There was a second ship on that stretch of ocean, a little one man boat that managed to tack through the portal before I deactivated it. I'm sure you'll be as astonished as I was to learn that the little boat came all the way from Londer. Can you imagine? Fayubi told me, before he left, that the man who sailed it was the Prince of Londer. He was unconscious by the time the sailors from the Seeker put him in the back bedroom, but Li found out the next day that Fayubi was right. He is Prince Talber Edmon Jon Verjul. He's about your age, and seems like a very nice young man. He didn't speak a word of Mâvarinû when he got here, but he is working very hard to learn. Li and I are helping him.

Now, I have a very serious question to ask you, Bari. Have you ever seen any indication that Li has magical talents? If so,why didn't you tell me? Li admitted to me today that he's been using a talent for languages on the Line for over a year without realizing it.
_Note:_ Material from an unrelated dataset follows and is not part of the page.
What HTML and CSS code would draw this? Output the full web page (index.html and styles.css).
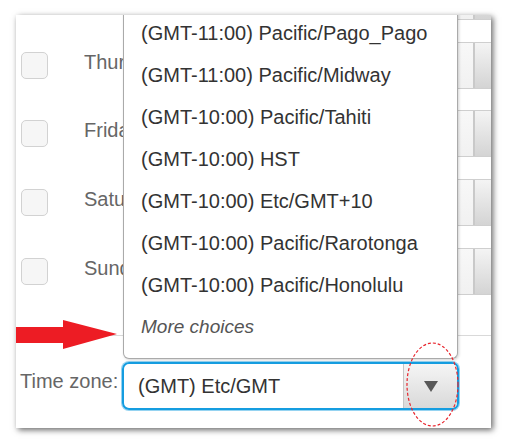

It worries me, partly because of what happened with Imuselti last year. Li seems to have survived the experience without the usual consequence, but I'm still concerned that he's had magic all this time without my knowing about it. He hasn't had any instruction, or even the most basic warnings before this morning. I will do my best to rectify the situation, but it's going to be difficult. He's still worried about what your father will think.

How have you been doing down there? I haven't heard from you since winter. I hope you are being careful with your studies and experiments, and even more so with the tengremen, especially Albi. I know that you can take care of yourself, but I worry that the situation will get too dangerous if there's a real power struggle, especially if Albi finds out what you've been doing. Yes, I did hear about that. I think it's a very brave and noble thing you're doing, but please, mind your mother and watch your back!

Please write to me when you receive this, so that I know you're still alive.